Indien het jaarlijks voor doorstroomprogramma’s vmbo-mbo dan wel voor doorstroomprogramma’s vmbo-havo beschikbare budget niet wordt uitgeput, wordt het resterende bedrag toegevoegd aan het budget voor respectievelijk doorstroomprogramma’s vmbo-havo dan wel voor doorstroomprogramma’s vmbo-mbo. Indien het subsidieplafond na afloop van de aanvraagperiode is bereikt, wordt de onderlinge rangschikking van aanvragen door middel van loting vastgesteld, waarbij wordt vastgehouden aan de eerder aangegeven verdeling van 70 procent doorstroomprogramma’s vmbo-mbo en 30 procent voor doorstroomprogramma’s vmbo-havo.

Caribisch Nederland

De scholen voor voorbereidend middelbaar onderwijs, havo en mbo in Caribisch Nederland worden ook uitgenodigd voor het indienen van een aanvraag voor een doorstroomprogramma zoals in dit beleidskader wordt bedoeld. Alle subsidievoorwaarden uit dit beleidskader zijn ook van toepassing op de scholen in Caribisch Nederland. Wanneer subsidie wordt verstrekt, wordt deze omgerekend in dollars tegen de vastgestelde wisselkoers.

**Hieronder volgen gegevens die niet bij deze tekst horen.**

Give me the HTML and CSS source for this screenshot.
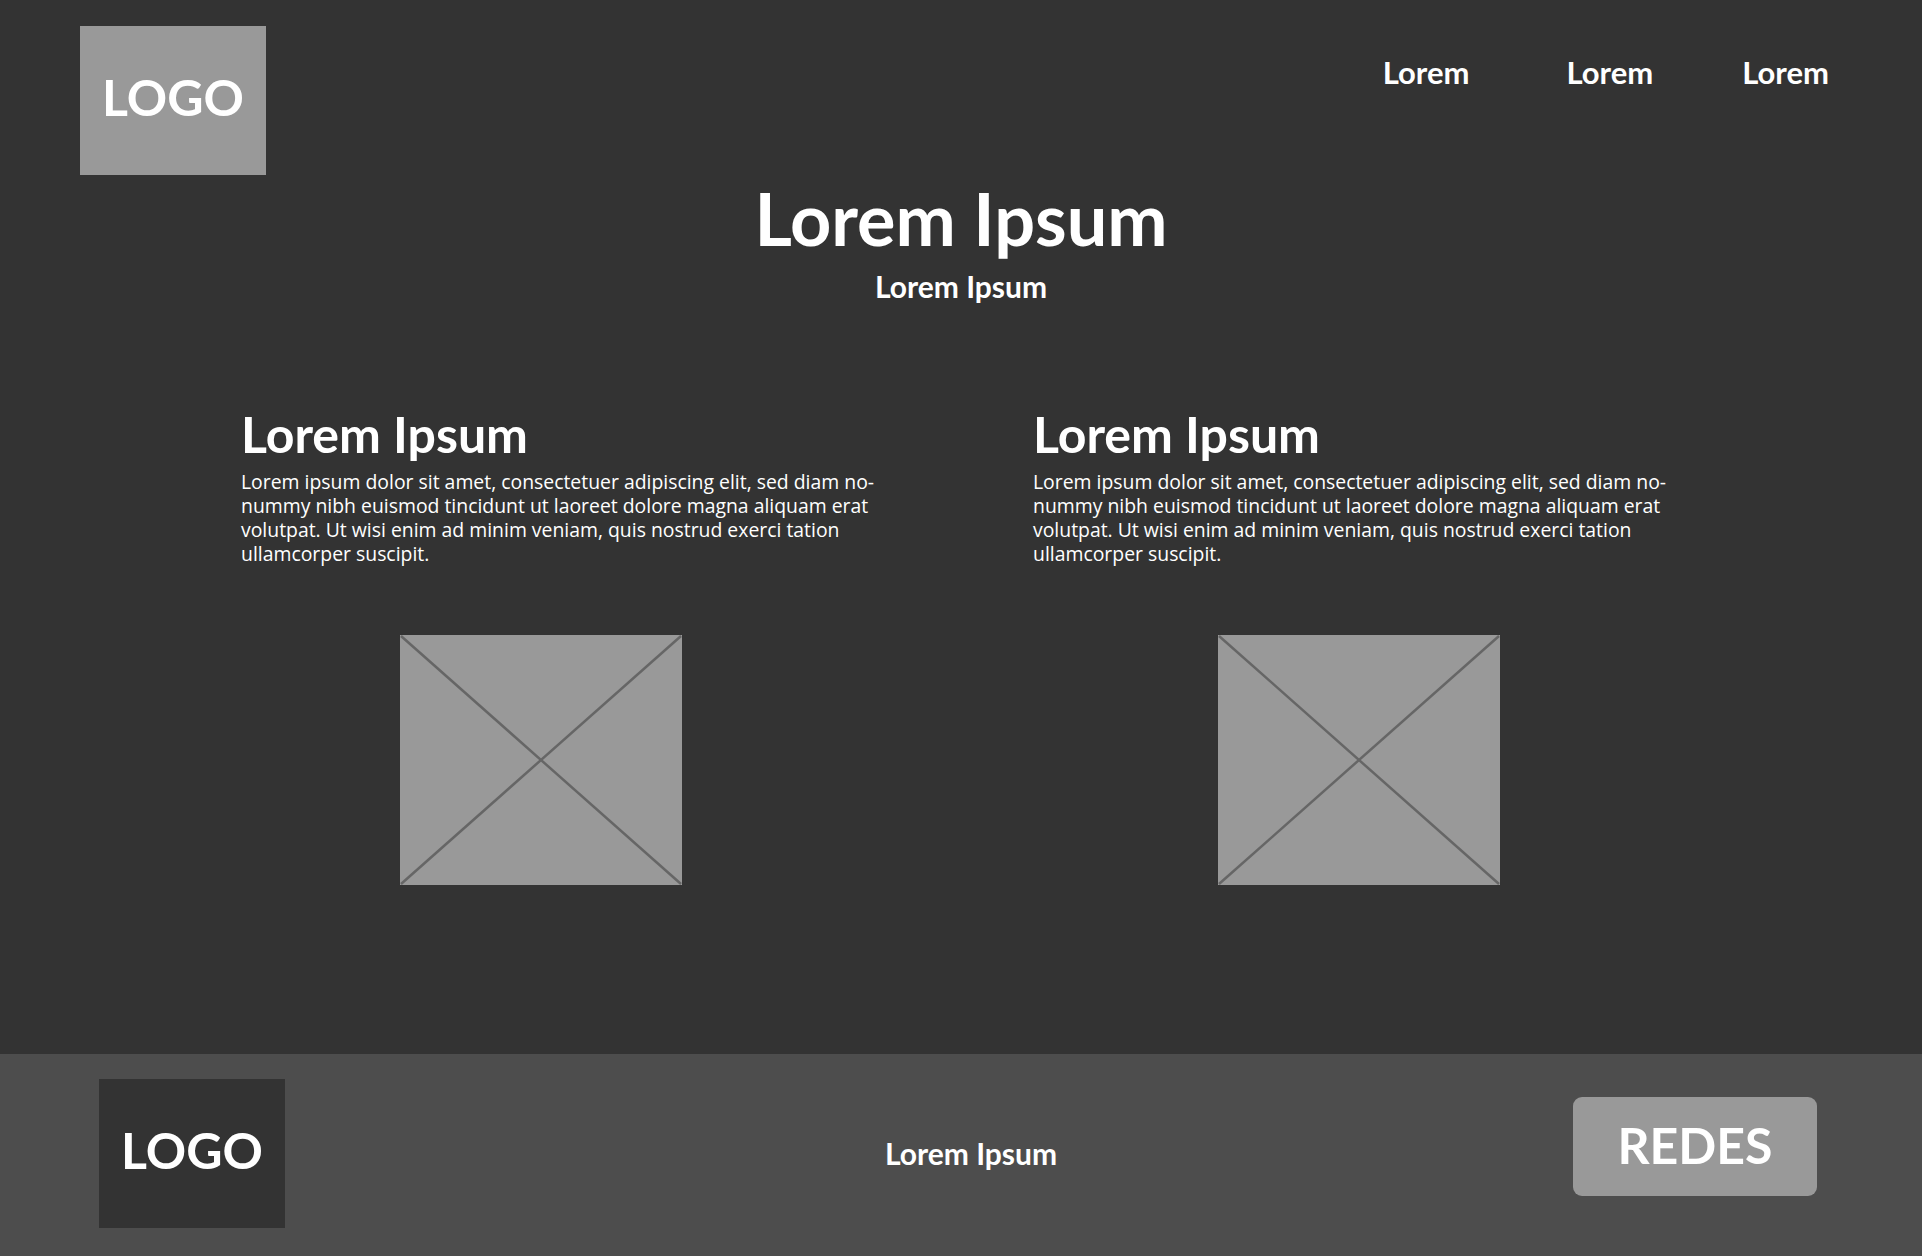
FILE: index.html
```html
<!DOCTYPE html>
<html lang="es">
<head>
<meta charset="utf-8">
<title>Wireframe</title>
<link rel="stylesheet" href="styles.css">
</head>
<body>
<div class="page">
  <main class="main">
    <header class="header">
      <div class="logo">LOGO</div>
      <nav class="nav">
        <a class="nav-item">Lorem</a>
        <a class="nav-item">Lorem</a>
        <a class="nav-item">Lorem</a>
      </nav>
    </header>
    <section class="hero">
      <h1 class="hero-title">Lorem Ipsum</h1>
      <p class="hero-sub">Lorem Ipsum</p>
    </section>
    <section class="cols">
      <article class="col col-a">
        <h2 class="col-title">Lorem Ipsum</h2>
        <p class="col-text">Lorem ipsum dolor sit amet, consectetuer adipiscing elit, sed diam no-<br>nummy nibh euismod tincidunt ut laoreet dolore magna aliquam erat<br>volutpat. Ut wisi enim ad minim veniam, quis nostrud exerci tation<br>ullamcorper suscipit.</p>
        <svg class="ph" viewBox="0 0 282 250" width="282" height="250"><rect width="282" height="250" fill="#999999"/><line x1="1" y1="1" x2="281" y2="249" stroke="#666666" stroke-width="2.5"/><line x1="281" y1="1" x2="1" y2="249" stroke="#666666" stroke-width="2.5"/></svg>
      </article>
      <article class="col col-b">
        <h2 class="col-title">Lorem Ipsum</h2>
        <p class="col-text">Lorem ipsum dolor sit amet, consectetuer adipiscing elit, sed diam no-<br>nummy nibh euismod tincidunt ut laoreet dolore magna aliquam erat<br>volutpat. Ut wisi enim ad minim veniam, quis nostrud exerci tation<br>ullamcorper suscipit.</p>
        <svg class="ph" viewBox="0 0 282 250" width="282" height="250"><rect width="282" height="250" fill="#999999"/><line x1="1" y1="1" x2="281" y2="249" stroke="#666666" stroke-width="2.5"/><line x1="281" y1="1" x2="1" y2="249" stroke="#666666" stroke-width="2.5"/></svg>
      </article>
    </section>
  </main>
  <footer class="footer">
    <div class="logo logo-dark">LOGO</div>
    <p class="footer-text">Lorem Ipsum</p>
    <a class="btn">REDES</a>
  </footer>
</div>
</body>
</html>
```
FILE: styles.css
```css
* { box-sizing: border-box; }
html, body { margin: 0; padding: 0; }
body {
  background: #333333;
  color: #ffffff;
  font-family: "Lato", "Open Sans", sans-serif;
}
.page {
  display: flex;
  flex-direction: column;
  height: 1256px;
  overflow: hidden;
}
.main {
  flex: 1;
  background: #333333;
}
.header {
  display: flex;
  justify-content: space-between;
  align-items: flex-start;
  padding: 26px 93px 0 80px;
}
.logo {
  width: 186px;
  height: 149px;
  background: #999999;
  display: flex;
  align-items: center;
  justify-content: center;
  font-weight: 700;
  font-size: 50px;
  color: #ffffff;
  padding-bottom: 8px;
}
.logo-dark { background: #333333; padding-bottom: 8px; }
.nav {
  display: flex;
  padding-top: 27px;
}
.nav-item {
  font-size: 31px;
  font-weight: 700;
  color: #ffffff;
}
.nav-item + .nav-item { margin-left: 97px; }
.nav-item:last-child { margin-left: 89px; }
.hero {
  text-align: center;
  margin-top: 0;
}
.hero-title {
  margin: 0;
  font-size: 72px;
  font-weight: 700;
  line-height: 1.2;
}
.hero-sub {
  margin: 7px 0 0;
  font-size: 30px;
  font-weight: 700;
  line-height: 1.2;
}
.cols {
  display: grid;
  grid-template-columns: 792px 792px;
  padding-left: 241px;
  margin-top: 103px;
}
.col-title {
  margin: 0;
  font-size: 50px;
  font-weight: 700;
  line-height: 1.1;
}
.col-text {
  margin: 8px 0 0;
  font-family: "Open Sans", sans-serif;
  font-size: 19.4px;
  line-height: 24px;
}
.ph { display: block; margin-top: 69px; }
.col-a .ph { margin-left: 159px; }
.col-b .ph { margin-left: 185px; }
.footer {
  height: 202px;
  background: #4d4d4d;
  display: flex;
  align-items: flex-start;
  padding: 25px 105px 0 99px;
}
.footer .logo { flex: none; }
.footer-text {
  flex: 1;
  text-align: center;
  margin: 56px 0 0;
  padding-left: 84px;
  font-size: 30px;
  font-weight: 700;
}
.btn {
  width: 244px;
  height: 99px;
  margin-top: 18px;
  border-radius: 9px;
  background: #999999;
  display: flex;
  align-items: center;
  justify-content: center;
  font-size: 50px;
  font-weight: 700;
  color: #ffffff;
  padding-bottom: 4px;
}
```
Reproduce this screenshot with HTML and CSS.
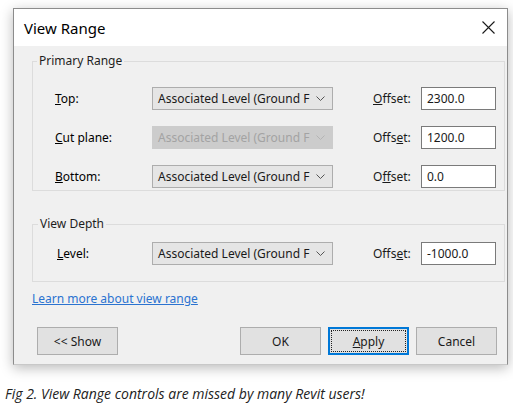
FILE: index.html
```html
<!DOCTYPE html>
<html>
<head>
<meta charset="utf-8">
<link rel="stylesheet" href="styles.css">
</head>
<body>
<div class="screen">
  <div class="dialog">
    <div class="titlebar">
      <span class="title">View Range</span>
      <svg class="close" width="13" height="13" viewBox="0 0 13 13"><path d="M0.5 0.5 L12.5 12.5 M12.5 0.5 L0.5 12.5" stroke="#1a1a1a" stroke-width="1.1" fill="none"/></svg>
    </div>
    <div class="body">
      <fieldset class="group g1">
        <legend>Primary Range</legend>
        <div class="row">
          <span class="lbl"><u>T</u>op:</span>
          <div class="combo"><span class="ctext">Associated Level (Ground F</span><svg class="chev" width="9" height="5" viewBox="0 0 9 5"><path d="M0.5 0.5 L4.5 4.5 L8.5 0.5" stroke="#555" stroke-width="1" fill="none"/></svg></div>
          <span class="olbl"><u>O</u>ffset:</span>
          <div class="input">2300.0</div>
        </div>
        <div class="row">
          <span class="lbl"><u>C</u>ut plane:</span>
          <div class="combo disabled"><span class="ctext">Associated Level (Ground F</span><svg class="chev" width="9" height="5" viewBox="0 0 9 5"><path d="M0.5 0.5 L4.5 4.5 L8.5 0.5" stroke="#b4b4b4" stroke-width="1" fill="none"/></svg></div>
          <span class="olbl">Offs<u>e</u>t:</span>
          <div class="input">1200.0</div>
        </div>
        <div class="row">
          <span class="lbl"><u>B</u>ottom:</span>
          <div class="combo"><span class="ctext">Associated Level (Ground F</span><svg class="chev" width="9" height="5" viewBox="0 0 9 5"><path d="M0.5 0.5 L4.5 4.5 L8.5 0.5" stroke="#555" stroke-width="1" fill="none"/></svg></div>
          <span class="olbl">O<u>f</u>fset:</span>
          <div class="input">0.0</div>
        </div>
      </fieldset>
      <fieldset class="group g2">
        <legend>View Depth</legend>
        <div class="row">
          <span class="lbl lvl"><u>L</u>evel:</span>
          <div class="combo"><span class="ctext">Associated Level (Ground F</span><svg class="chev" width="9" height="5" viewBox="0 0 9 5"><path d="M0.5 0.5 L4.5 4.5 L8.5 0.5" stroke="#555" stroke-width="1" fill="none"/></svg></div>
          <span class="olbl">Offs<u>e</u>t:</span>
          <div class="input">-1000.0</div>
        </div>
      </fieldset>
      <a class="link" href="#">Learn more about view range</a>
      <div class="buttons">
        <button class="btn">&lt;&lt; Show</button>
        <div class="spacer"></div>
        <button class="btn">OK</button>
        <button class="btn focus"><u>A</u>pply</button>
        <button class="btn">Cancel</button>
      </div>
    </div>
  </div>
  <p class="caption">Fig 2. View Range controls are missed by many Revit users!</p>
</div>
</body>
</html>
```

FILE: styles.css
```css
html, body {
  margin: 0;
  padding: 0;
  background: #ffffff;
}
.screen {
  width: 513px;
  height: 406px;
  overflow: hidden;
  padding: 8px 0 0 13px;
  box-sizing: border-box;
  font-family: "Noto Sans", "Open Sans", sans-serif;
  font-size: 12px;
  color: #000;
}
.dialog {
  width: 495px;
  box-sizing: border-box;
  border: 1px solid #8c8c8c;
  border-bottom-color: #c8c8c8;
  background: #f0f0f0;
  box-shadow: 0 3px 12px rgba(0, 0, 0, 0.28);
}
.titlebar {
  height: 37px;
  background: #ffffff;
  display: flex;
  align-items: center;
  justify-content: space-between;
  padding: 0 12px 0 10px;
}
.title {
  font-size: 15px;
  color: #000;
  line-height: 20px;
}
.close {
  display: block;
}
.body {
  display: flex;
  flex-direction: column;
  padding: 7px 2px 9px 18px;
}
.group {
  margin: 0;
  border: 1px solid #dcdcdc;
  padding: 18px 8px 2px 0;
  display: flex;
  flex-direction: column;
  gap: 16px;
}
.group legend {
  padding: 0 2px;
  margin-left: 4px;
  line-height: 16px;
  color: #1e1e1e;
}
.g2 {
  margin-top: 25px;
  padding-top: 10px;
  padding-bottom: 16px;
}
.g2 legend {
  margin-left: 5px;
}
.row {
  display: flex;
  align-items: center;
  height: 23px;
  padding-left: 22px;
}
.lbl {
  width: 97px;
}
.lvl {
  padding-left: 2px;
  width: 95px;
}
.combo {
  width: 181px;
  height: 23px;
  box-sizing: border-box;
  border: 1px solid #adadad;
  background: #e5e5e5;
  display: flex;
  align-items: center;
  padding: 0 7px 0 5px;
}
.combo.disabled {
  background: #cccccc;
  border-color: #cccccc;
  color: #a0a0a0;
}
.ctext {
  flex: 1;
  white-space: nowrap;
  color: #1a1a1a;
}
.disabled .ctext {
  color: #a3a3a3;
}
.chev {
  display: block;
  margin-left: 6px;
}
.olbl {
  margin-left: 40px;
  width: 48px;
  color: #1a1a1a;
}
.input {
  width: 75px;
  height: 23px;
  box-sizing: border-box;
  border: 1px solid #7a7a7a;
  background: #ffffff;
  padding-left: 5px;
  line-height: 21px;
  color: #1a1a1a;
}
.link {
  margin-top: 9px;
  line-height: 16px;
  color: #2b73d0;
  text-decoration: underline;
  align-self: flex-start;
}
.buttons {
  display: flex;
  gap: 7px;
  margin-top: 20px;
  padding-left: 5px;
  padding-right: 8px;
}
.spacer {
  flex: 1;
}
.btn {
  width: 81px;
  height: 28px;
  box-sizing: border-box;
  border: 1px solid #adadad;
  background: #e1e1e1;
  font-family: "Noto Sans", "Open Sans", sans-serif;
  font-size: 12px;
  color: #1a1a1a;
  padding: 0;
}
.btn.focus {
  border: 2px solid #0078d7;
  outline: 1px dotted #222;
  outline-offset: -4px;
}
.caption {
  margin: 20px 0 0 -8px;
  font-family: "Open Sans", "Noto Sans", sans-serif;
  font-style: italic;
  font-size: 14px;
  line-height: 18px;
  color: #222;
}
```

Vaststelling, betaling, besteding en verantwoording

De minister beslist binnen dertien weken op de aanvraag. Het bevoegd gezag maakt er bij de minister melding van, indien de activiteiten waarvoor de subsidie is verstrekt niet of niet geheel worden uitgevoerd. De subsidie wordt in dat geval en met inachtneming van artikel 4:49 van de Algemene wet bestuursrecht lager vastgesteld. Het teveel ontvangen bedrag wordt in dat geval teruggevorderd. Als de activiteiten volledig zijn uitgevoerd, kan de subsidie ook aan andere activiteiten waarvoor bekostiging wordt verstrekt, worden besteed.

De subsidie wordt direct vastgesteld en de verantwoording geschiedt overeenkomstig de Regeling jaarverslaggeving onderwijs of de Regeling jaarverslaglegging onderwijs BES. De subsidie wordt verantwoord in de jaarrekening, waarbij model G, onderdeel 1, niet hoeft te worden ingevuld (dat is gebruikelijk bij subsidies van € 25.000 of meer; omdat de subsidie wordt verstrekt voor twee kalenderjaren, kan deze oplopen tot € 49.000). De subsidieontvanger toont op verzoek van de minister aan dat de activiteiten waarvoor subsidie is verstrekt, zijn verricht en dat hij heeft voldaan aan de verplichtingen die aan de subsidie zijn verbonden.

Evaluatie

De subsidieontvanger en de samenwerkende partijen zijn verplicht om mee te werken aan de beantwoording van vragen en het aanleveren van gegevens in het kader van de monitoring en evaluatie van het beleidskader of aan de minister op diens verzoek. Alle doorstroomprogramma’s worden gedurende de vier jaar van het beleidskader gevolgd.

Administratieve lasten

Met de uitvoering van dit beleidskader zijn administratieve lasten voor scholen gemoeid. Onder administratieve lasten wordt verstaan: de kosten om te voldoen aan informatieverplichtingen aan de overheid, voortvloeiend uit wet- en regelgeving van de overheid. Het gaat om het verzamelen, bewerken, registreren, bewaren en ter beschikking stellen van informatie. De kosten zijn berekend volgens het standaardkostenmodel (SKM) dat is opgesteld door het Ministerie van Financiën.

In totaal is naar verwachting 1 uur per aanvraag nodig voor het invullen van het aanvraagformulier. In totaal worden om en nabij 120 aanvragen per kalenderjaar verwacht. De totale administratieve lasten beslaan daarmee in totaal per kalenderjaar 120 x 45 (uurtarief) x 1 (uur)= € 5.400.

Inwerkingtreding

Dit besluit treedt de dag nadat het wordt gepubliceerd in werking. Dat betekent dat wordt afgeweken van de vaste verandermomenten. Hier is voor gekozen omdat inwerkingtreding op een later tijdstip zou betekenen dat scholen geen aanvragen meer zouden kunnen indienen voor een doorstroomprogramma dat plaatsvindt in de zomer van 2017.